William H. Seward: “No. The framers of the Constitution never contemplated colonies or provinces at all; they contemplated states only; nothing less than states—perfect states, equal states, sovereign states. There is reason, there is sound political wisdom, in this provision of the Constitution—excluding colonies which are always subject to oppression, and excluding provinces, which always tend to corrupt and enfeeble and ultimately break down the parent state.”
John Marshall: “No. The power to declare war was not conferred upon Congress for the purpose of aggression or aggrandizement. A ware declared by Congress can never be presumed to be waged for the purpose of conquest or the acquisition of territory, nor does the law declaring the war imply an authority to the President to enlarge the limits of the United States by subjugating the enemy's country.”

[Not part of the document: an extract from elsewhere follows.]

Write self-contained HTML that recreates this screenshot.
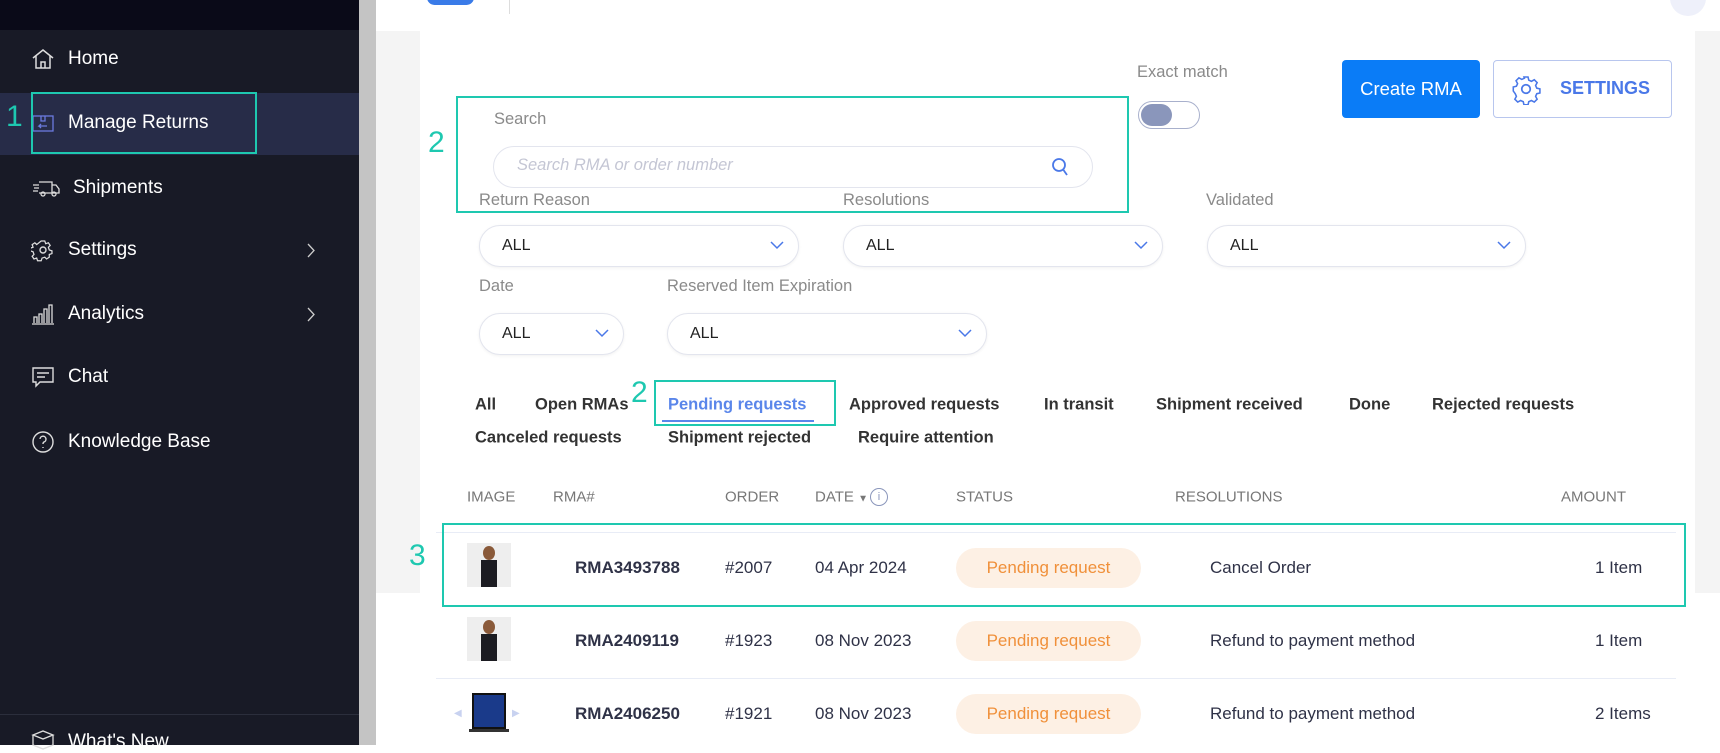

John Quincy Adams: “No. The territories I helped bring into the nation were to be dwelt in by free men and made into free states.
Aaron Burr: “Yes. You are repeating my buccaneering expedition down the Mississippi. I am to be vindicated at last!”

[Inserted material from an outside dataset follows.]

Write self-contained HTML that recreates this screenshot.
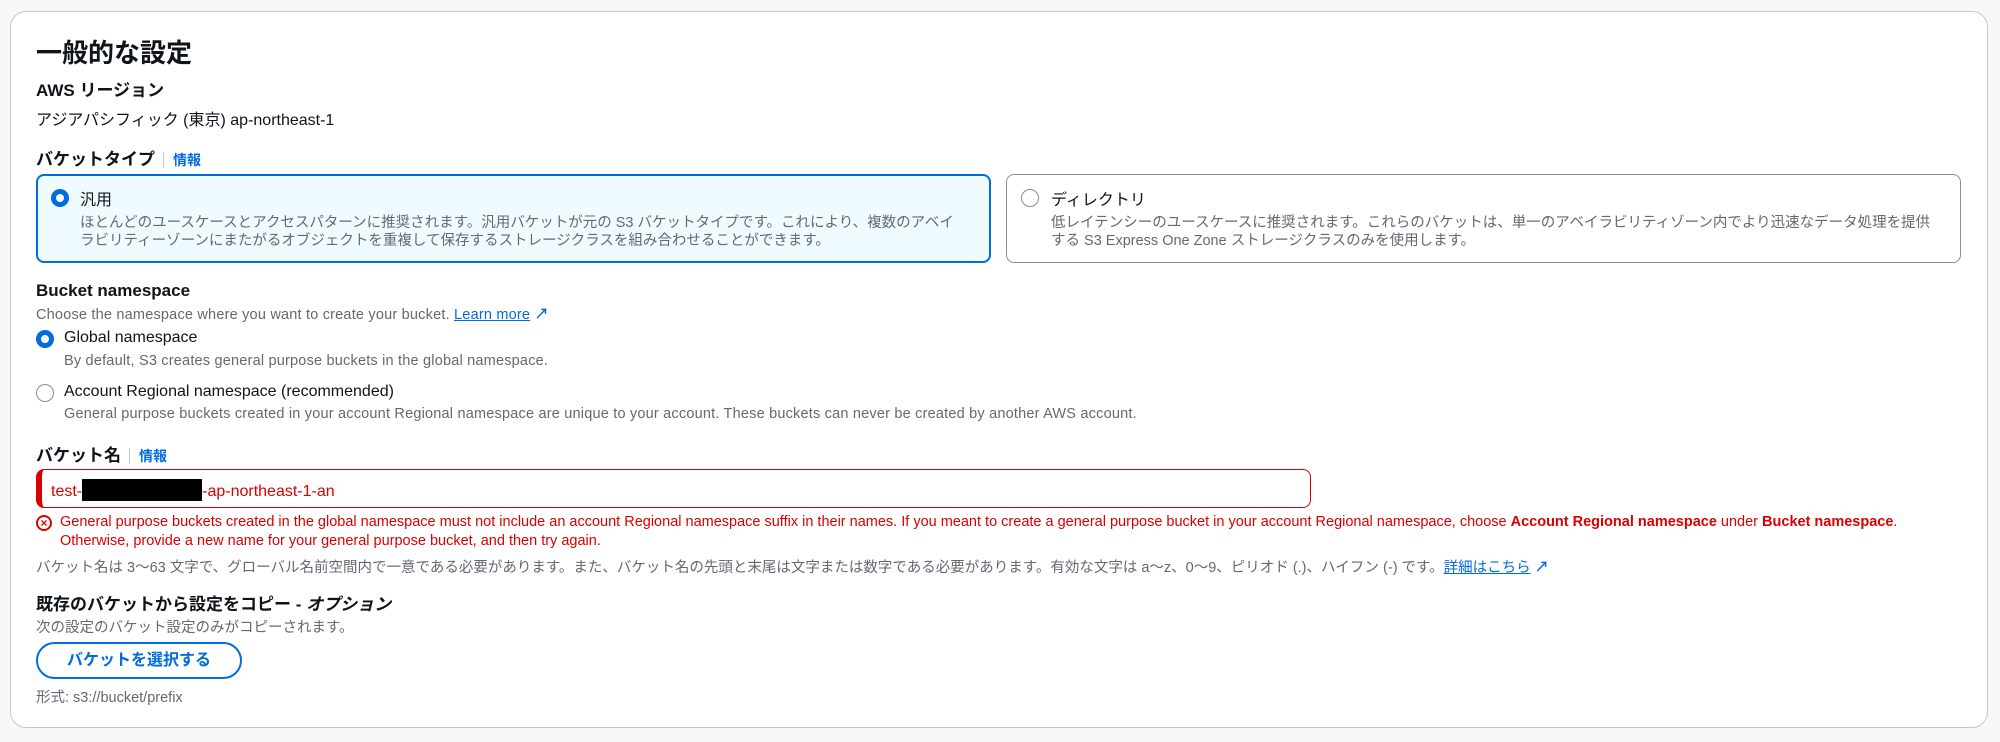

Abraham Lincoln: “No. I said in Independence Hall at Philadelphia, just before I entered upon my great office, that I rested upon the truth Thomas Jefferson has just uttered, and that I was ready to be assassinated, if need be, in order to maintain it. And I was assassinated in order t omaintain it.”

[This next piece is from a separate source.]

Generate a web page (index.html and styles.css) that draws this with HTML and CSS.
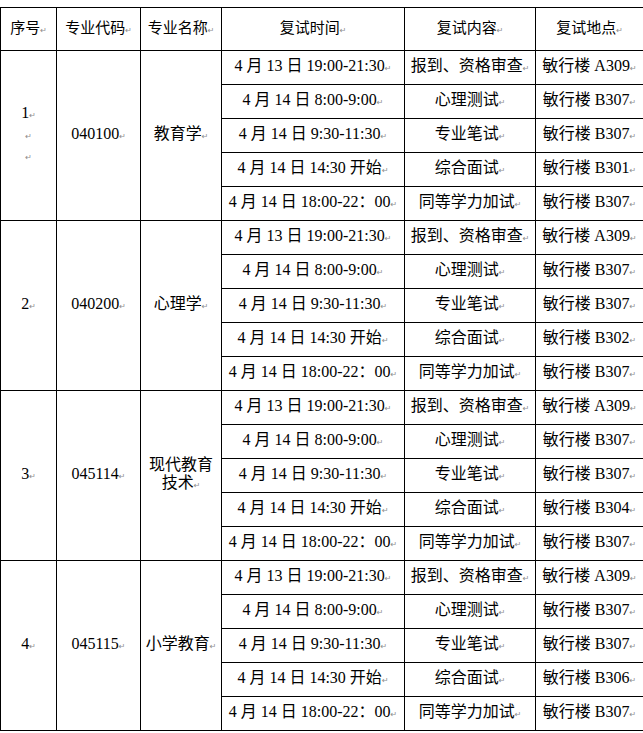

Charles Summer: “No. I proclaimed it when I brought in Alaska. I sealed my devotion with my blood also. It was my support and solace through those many long and weary hours when the red-hot iron pressed upon my spine, the very source and origin of agony, and I did not flinch. He knows our country little, little also of that great liberty of ours, who supposes that we could receive such a transfer. On each side there is impossibility. Territory may be conveyed, but not people.”
William McKinley: “There has been a cloud before my vision for a moment, but I see clearly now; I go back to what I said two years ago: ‘Forcible annexation is criminal aggression; governments derive their just powers from the consent of the governed, not some of them, but all of them.' I will stand with the Fathers of the Republic. I will stand with the founders of the Republican Party. No.”

Mr. President, I know how imperfectly I have stated this argument. I know how feeble is a single voice amid this din and tempest, this delirium of empire. It may be that the battle for this day is lost. But I have an assured faith in the future. I have an assured faith in justice and the love of liberty of the American people. The stars in their courses fight for freedom. The Ruler of the heavens is on that side. If the battle to-day go against it, I appeal to another day, not distant and sure to come. I appeal from the clapping of hands and the stamping of feet and the brawling and the shouting to the quiet chamber where the Fathers gathered in Philadelphia. I appeal from the spirit of trade to the spirit of liberty. I appeal from the Empire to the Republic. I appeal from the millionaire, and the boss, and the wire-puller, and the manager, to the statesman of the elder time, in whose eyes a guinea never glistened, who lived and died poor, and who left to his children and to his countrymen a good name, far better than riches. I appeal from the Present, bloated with material prosperity, drunk with the lust of empire, to another and a better age. I appeal from the Present to the Future and to the Past.